Opinião

Apenas o filho da empregada

Correio Braziliense
postado em 11/06/2020 04:16
Em meio à dor, Mirtes Souza desabafou: “Meu filho era uma criança um pouco teimosa, mas é criança. Era criança”. A teimosia não foi o pivô da tragédia, Mirtes. A segurança do seu garoto foi negligenciada porque ele era apenas o filho da empregada. O bem-estar dele não tinha importância. Por isso, foi deixado sozinho no elevador que o levou para a morte.

O Brasil comoveu-se com a morte de Miguel, de 5 anos, que despencou do nono andar de um edifício num condomínio de luxo do Recife. A indignação foi geral contra Sari Corte, a patroa de Mirtes, que tinha ficado com a responsabilidade de cuidar do menino enquanto a mãe dele cumpria as ordens da madame de passear com o cachorro da família. As imagens das câmeras de segurança são revoltantes. O garoto, desesperado atrás da mãe, entra no elevador, seguido pela patroa. Ela conversa com a criança, aperta um botão no painel e deixa as portas se fecharem. Sozinho, ele desce no nono andar, onde escalou uma grade e caiu 35 metros.

A patroa foi presa em flagrante, mas foi daquelas detenções relâmpagos. Autuada por homicídio culposo (sem intenção de matar), pagou fiança de R$ 20 mil e responderá ao inquérito em liberdade. A polícia, sob alegação de respeito à Lei de Abuso de Autoridade, não divulgou nome nem imagens dela. Foi Mirtes quem o fez: a criminosa é mulher do prefeito de Tamandaré (PE). “Ela confiava os filhos dela a mim. No momento em que confiei meu filho a ela, infelizmente, não teve paciência para cuidar, para tirar (do elevador)”, chorou Mirtes.
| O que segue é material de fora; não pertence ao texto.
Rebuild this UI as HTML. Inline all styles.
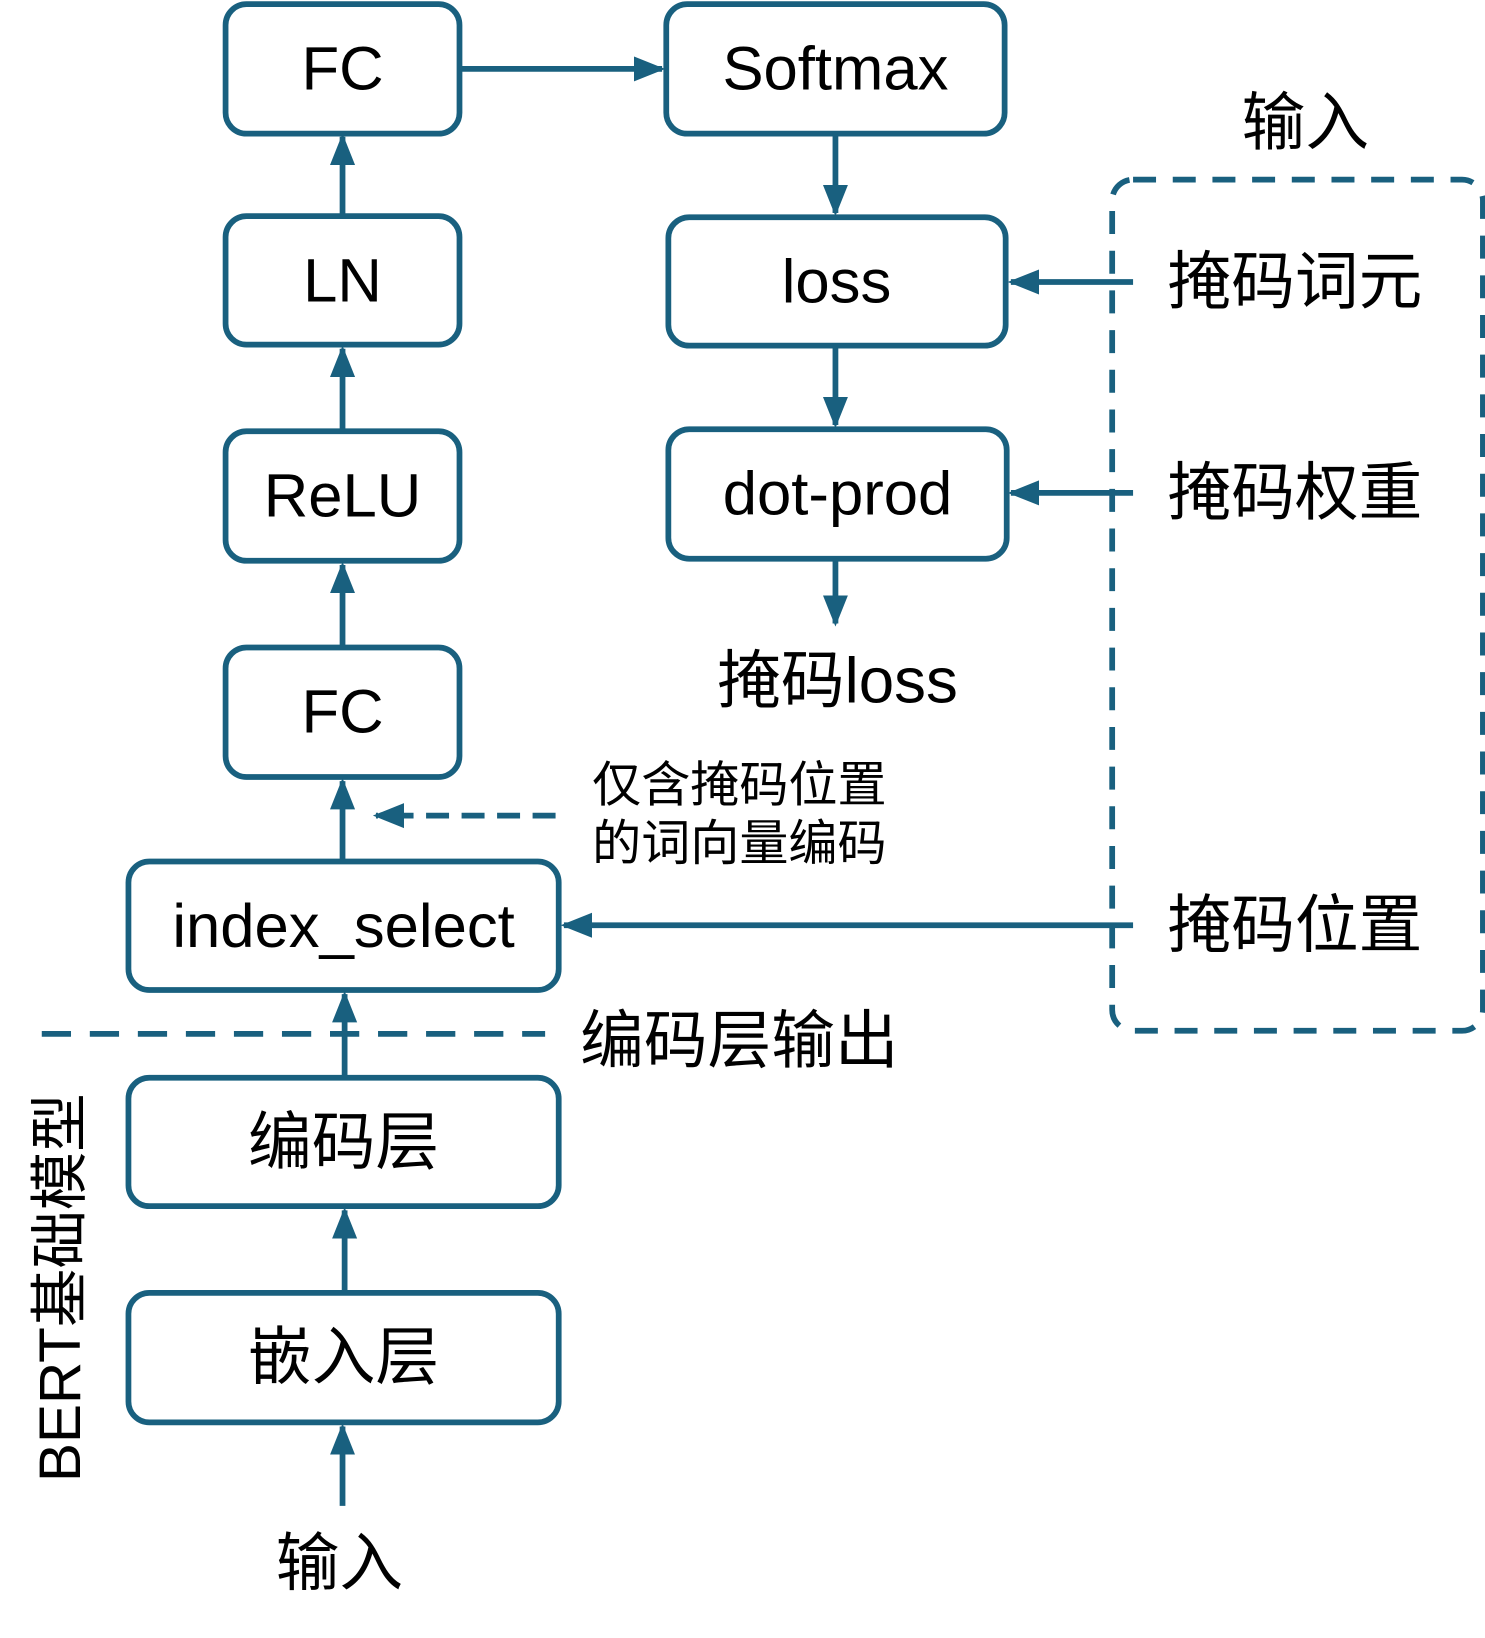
<!DOCTYPE html>
<html><head><meta charset="utf-8"><style>html,body{margin:0;padding:0;background:#fff}svg{display:block}
text{font-family:"Liberation Sans","Noto Sans CJK SC",sans-serif;fill:#000;text-anchor:middle;dominant-baseline:central}</style></head>
<body>
<svg width="1485" height="1638" viewBox="0 0 1422 1568.5" xmlns="http://www.w3.org/2000/svg">
<defs>
<marker id="h" viewBox="0 0 10 10" refX="9" refY="5" markerWidth="30" markerHeight="30" markerUnits="userSpaceOnUse" orient="auto"><path d="M0,1 L10,5 L0,9z" fill="#19607f"/></marker></defs>
<g fill="none" stroke="#19607f" stroke-width="5.5">
<rect x="216" y="4" width="224" height="124" rx="20"/>
<rect x="638" y="4" width="324" height="124" rx="20"/>
<rect x="216" y="207" width="224" height="123" rx="20"/>
<rect x="640" y="208" width="323" height="123" rx="20"/>
<rect x="216" y="413" width="224" height="124" rx="20"/>
<rect x="640" y="411" width="324" height="124" rx="20"/>
<rect x="216" y="620" width="224" height="124" rx="20"/>
<rect x="123" y="825" width="412" height="123" rx="20"/>
<rect x="123" y="1032" width="412" height="123" rx="20"/>
<rect x="123" y="1238" width="412" height="124" rx="20"/>
<rect x="1065" y="172" width="355" height="815" rx="20" stroke-dasharray="22,16"/>
<line x1="40" y1="990" x2="522" y2="990" stroke-dasharray="28,18"/>
<g marker-end="url(#h)">
<line x1="440" y1="66" x2="634" y2="66"/>
<line x1="800" y1="128" x2="800" y2="204"/>
<line x1="800" y1="331" x2="800" y2="407"/>
<line x1="800" y1="535" x2="800" y2="597"/>
<line x1="328" y1="207" x2="328" y2="131"/>
<line x1="328" y1="413" x2="328" y2="334"/>
<line x1="328" y1="620" x2="328" y2="541"/>
<line x1="328" y1="825" x2="328" y2="748"/>
<line x1="330" y1="1032" x2="330" y2="952"/>
<line x1="330" y1="1238" x2="330" y2="1159"/>
<line x1="328" y1="1442" x2="328" y2="1366"/>
<line x1="532" y1="781" x2="360" y2="781" stroke-dasharray="22,12"/>
<line x1="1085" y1="886" x2="540" y2="886"/>
<line x1="1085" y1="270" x2="968" y2="270"/>
<line x1="1085" y1="472" x2="968" y2="472"/>
</g></g>
<g font-size="59">
<text x="328" y="66">FC</text>
<text x="800" y="66">Softmax</text>
<text x="328" y="269">LN</text>
<text x="801" y="270">loss</text>
<text x="328" y="475">ReLU</text>
<text x="802" y="473">dot-prod</text>
<text x="328" y="682">FC</text>
<text x="329" y="887">index_select</text>
<text x="329" y="1094" font-size="61">编码层</text>
<text x="329" y="1300" font-size="61">嵌入层</text>
<text x="1250" y="118" font-size="61">输入</text>
<text x="1240" y="270" font-size="61">掩码词元</text>
<text x="1240" y="472" font-size="61">掩码权重</text>
<text x="1240" y="886" font-size="61">掩码位置</text>
<text x="802" y="652" font-size="61">掩码loss</text>
<text x="708" y="752" font-size="47">仅含掩码位置</text>
<text x="708" y="808" font-size="47">的词向量编码</text>
<text x="708" y="997" font-size="61">编码层输出</text>
<text x="325" y="1497" font-size="61">输入</text>
<text x="58" y="1233" font-size="56" transform="rotate(-90 58 1233)">BERT基础模型</text>
</g>
</svg>
</body></html>
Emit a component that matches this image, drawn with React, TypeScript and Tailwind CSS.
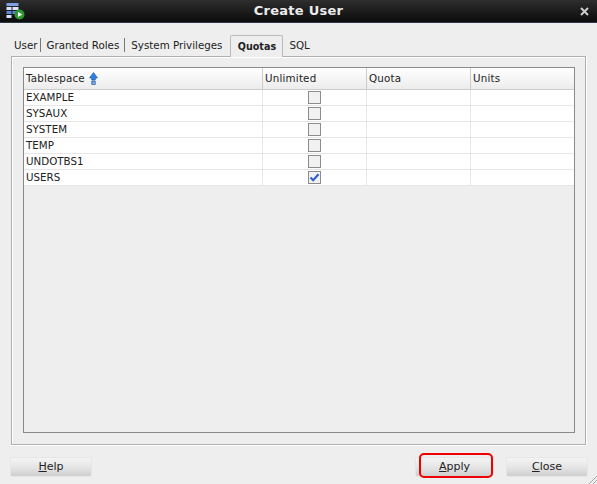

As redes sociais foram inundadas com postagens como “e se fosse o contrário, a imagem e o nome da empregada seriam preservados?”; “mais um retrato da casa-grande brasileira: de um lado, a empregada doméstica obrigada a trabalhar em plena pandemia; do outro, a patroa, mais preocupada com o passeio do cachorrinho do que com a vida de uma criança negra”; e “nada vai acontecer a ela”.

Todos, comentários pertinentes. Neste país de sentenças seletivas — a depender da cor e do poder econômico do réu —, mesmo que a madame seja considerada culpada, os danos para ela serão leves. Nossa legislação “penal”, cheia de benesses, é ainda mais generosa com os abastados. A desolação continuará a ser toda dessa mãe, pela perda do filho único e pelo desespero de saber que um simples cuidado, de alguém a quem servia, poderia ter evitado a maior perda da sua vida.

Miguel era um menino negro, filho de uma empregada doméstica, que trabalhava para uma mulher branca, num condomínio de luxo. Se não resume tudo, diz muito sobre o trágico destino dele.